La conclusión es clara. Las consistencias enumeradas en el Almanaque de Whitaker, al igual que la idea de que las palabras cargan cosas, de que hay siempre un objeto detrás de toda acción humana, detrás del arte, detrás de las realidades, etc., no son más que fantasías resultantes de las pésimas ficciones escritas por el amo masculino, un realismo objetivo verdaderamente ignorante y pesado, aunque poderoso. Claro que hay un objeto detrás de toda acción y de toda realidad humana, pero ese objeto es una mancha, una imposibilidad, una falta, un no saber. ¿Se pueden conformar otras realidades más livianas que las registradas en el Almanaque de Whitaker? Estoy con la autora, al menos hay que intentarlo. Pero sólo serán posibles si valoramos la mancha, si nos situamos en la vertiente femenina de la existencia, si aceptemos que esa existencia no consiste en dominar un lenguaje como quien maneja a un esclavo, sino en aceptar que vivir en la palabra consiste en ser servidor de la misma, lo cual abre a la posibilidad de escribir ficciones encima de la mancha por excelencia, la página blanca. ¿Qué hace Virginia Wolf si no ofrecernos la posibilidad de vivir en ese lenguaje abierto para estructurar otras relaciones entre el sujeto y el mundo? Es un problema verdaderamente serio.
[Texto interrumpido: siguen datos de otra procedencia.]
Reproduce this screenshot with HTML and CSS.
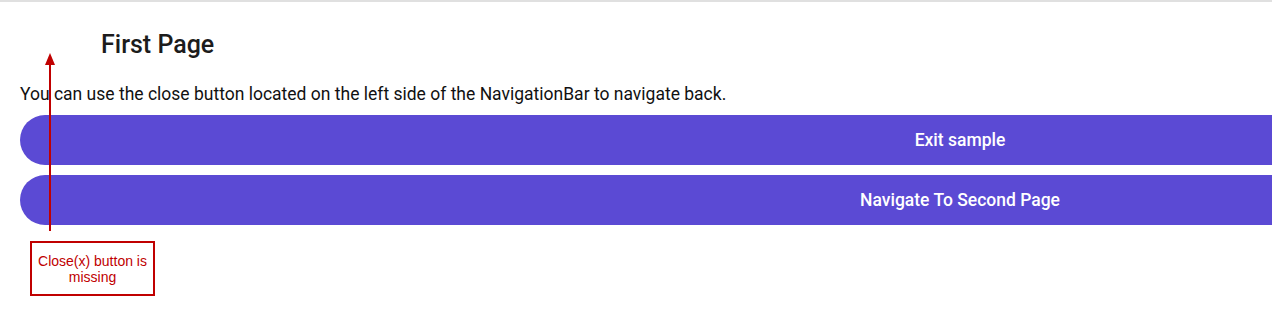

Y ello hasta el punto de que podríamos pensar que el final del cuento es toda una propuesta radical, pero profundamente ética, de Virginia Wolf, una propuesta que, como la misma mancha, nos mira, nos deja perplejos, y hasta paralizados, como si quisiera ponernos sobre aviso acerca de una dicotomía que, pensando en los tiempos que vivimos, nos estremece: o la mancha o la guerra.